Criterion 3Updated April 15, 2026

O-1A Criterion 3: Published Material About You in Major Media

How to satisfy the O-1A press criterion — what counts as 'major media,' how much the article must be about you, and what USCIS requires for every article submitted.

Press coverage is one of the easiest criteria to misinterpret. USCIS does not care that you were quoted — they care that the piece is about you and your work.

The regulation

Published material in professional or major trade publications or major media about the beneficiary and the beneficiary's work in the field. Such evidence shall include the title, date, and author of such published material, and any necessary translation.

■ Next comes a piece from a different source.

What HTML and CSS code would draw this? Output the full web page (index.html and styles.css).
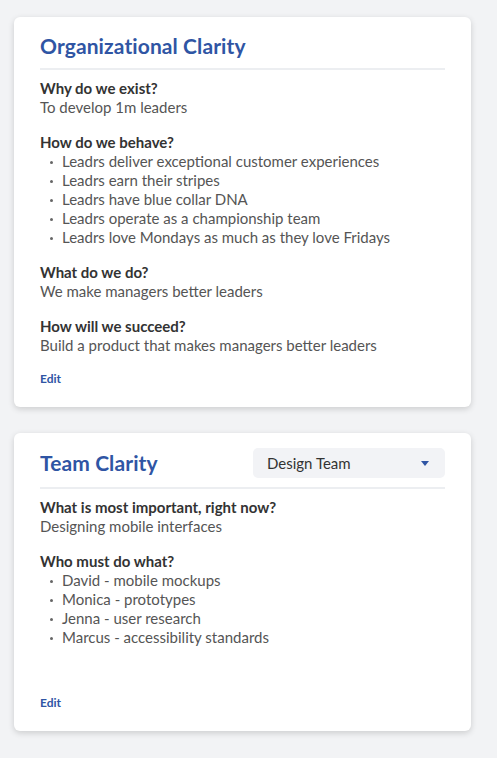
FILE: index.html
```html
<!DOCTYPE html>
<html lang="en">
<head>
<meta charset="utf-8">
<title>Clarity</title>
<link rel="stylesheet" href="styles.css">
</head>
<body>
<main class="page">
  <section class="card">
    <header class="card-head">
      <h1 class="card-title">Organizational Clarity</h1>
    </header>
    <div class="card-body">
      <div class="block">
        <h2 class="q">Why do we exist?</h2>
        <p class="a">To develop 1m leaders</p>
      </div>
      <div class="block">
        <h2 class="q">How do we behave?</h2>
        <ul class="list">
          <li>Leadrs deliver exceptional customer experiences</li>
          <li>Leadrs earn their stripes</li>
          <li>Leadrs have blue collar DNA</li>
          <li>Leadrs operate as a championship team</li>
          <li>Leadrs love Mondays as much as they love Fridays</li>
        </ul>
      </div>
      <div class="block">
        <h2 class="q">What do we do?</h2>
        <p class="a">We make managers better leaders</p>
      </div>
      <div class="block">
        <h2 class="q">How will we succeed?</h2>
        <p class="a">Build a product that makes managers better leaders</p>
      </div>
    </div>
    <a class="edit" href="#">Edit</a>
  </section>

  <section class="card card-team">
    <header class="card-head">
      <h1 class="card-title">Team Clarity</h1>
      <div class="select">
        <span class="select-label">Design Team</span>
        <svg class="caret" width="8" height="5" viewBox="0 0 8 5"><path d="M0 0H8L4 5Z" fill="#2f55a4"/></svg>
      </div>
    </header>
    <div class="card-body team-body">
      <div class="block">
        <h2 class="q">What is most important, right now?</h2>
        <p class="a">Designing mobile interfaces</p>
      </div>
      <div class="block">
        <h2 class="q">Who must do what?</h2>
        <ul class="list">
          <li>David - mobile mockups</li>
          <li>Monica - prototypes</li>
          <li>Jenna - user research</li>
          <li>Marcus - accessibility standards</li>
        </ul>
      </div>
    </div>
    <a class="edit" href="#">Edit</a>
  </section>
</main>
</body>
</html>
```
FILE: styles.css
```css
* { box-sizing: border-box; }
html, body { margin: 0; padding: 0; }
body {
  background: #f2f3f5;
  font-family: "Lato", "Liberation Sans", sans-serif;
  color: #555;
}
.page {
  padding: 17px 26px 28px 14px;
  display: flex;
  flex-direction: column;
  gap: 26px;
}
.card {
  background: #fff;
  border-radius: 6px;
  box-shadow: 0 2px 6px rgba(0, 0, 0, 0.16);
  padding: 0 26px 20px 26px;
  display: flex;
  flex-direction: column;
}
.card-head {
  display: flex;
  align-items: center;
  justify-content: space-between;
  border-bottom: 2px solid #eceef1;
  padding: 17px 0 10px;
}
.card-team .card-head { padding: 15px 0 9px; }
.card-title {
  margin: 0;
  font-size: 21px;
  line-height: 24px;
  font-weight: 700;
  color: #2f55a4;
  letter-spacing: 0.1px;
}
.select {
  width: 192px;
  height: 30px;
  background: #f2f3f6;
  border-radius: 5px;
  display: flex;
  align-items: center;
  justify-content: space-between;
  padding: 0 16px 0 14px;
}
.select-label {
  font-size: 15px;
  color: #333;
}
.card-body {
  display: flex;
  flex-direction: column;
  gap: 16px;
  padding-top: 9px;
}
.team-body { min-height: 190px; }
.block { display: flex; flex-direction: column; }
.q {
  margin: 0;
  font-size: 15px;
  line-height: 19px;
  font-weight: 700;
  color: #333;
}
.a {
  margin: 0;
  font-size: 15px;
  line-height: 19px;
  color: #555;
}
.list {
  margin: 0;
  padding: 0 0 0 22px;
  list-style: none;
}
.list li {
  font-size: 15px;
  line-height: 19px;
  position: relative;
}
.list li::before {
  content: "";
  position: absolute;
  left: -12px;
  top: 9px;
  width: 3px;
  height: 3px;
  border-radius: 50%;
  background: #666;
}
.edit {
  margin-top: 16px;
  font-size: 12px;
  font-weight: 700;
  color: #2f55a4;
  text-decoration: none;
  line-height: 16px;
  align-self: flex-start;
}
```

What USCIS is actually looking for

  • "About" you, not mentioning you. A feature story or profile qualifies. A quote in a roundup does not.
  • Major media or a major trade publication. The Times, TechCrunch, Wired — obvious yes. A niche industry outlet can qualify if you document reach.
  • The mandatory metadata. Title, date, and author of every piece, plus certified translation if not in English.

Strong evidence examples

  • The full article (not a clipping) with masthead showing publication and date.
  • Circulation or traffic data: Similarweb estimates, Nielsen ratings, trade association reach numbers.
  • Context on the outlet: "among the top three trade publications covering biotech in Europe."
  • A cover letter flagging how the piece is about the beneficiary (for officers scanning long packets).

Common pitfalls

  • Your own byline. An article by you is scholarly/press authorship, not press about you — that goes under Criterion 6.
  • Press releases. Wire distributions do not count; they are not editorial coverage.
  • "Mentioned in" articles. If the piece is about a product or trend and you appear in one paragraph, USCIS typically rejects it for this criterion.
  • Small outlets without circulation data. Even if the piece is glowing, no reach data means the officer cannot tell if it is "major."

FAQ

Does a podcast interview count? Yes, if the podcast has a large audience and the episode is about you. Provide listener data and show the focus is on the beneficiary.

What about social media coverage (LinkedIn articles, Medium posts)? Usually not — they lack editorial control. Exception: a Medium publication with editors and major readership.

Do I need translations? Yes — certified English translations for every non-English piece, alongside the original.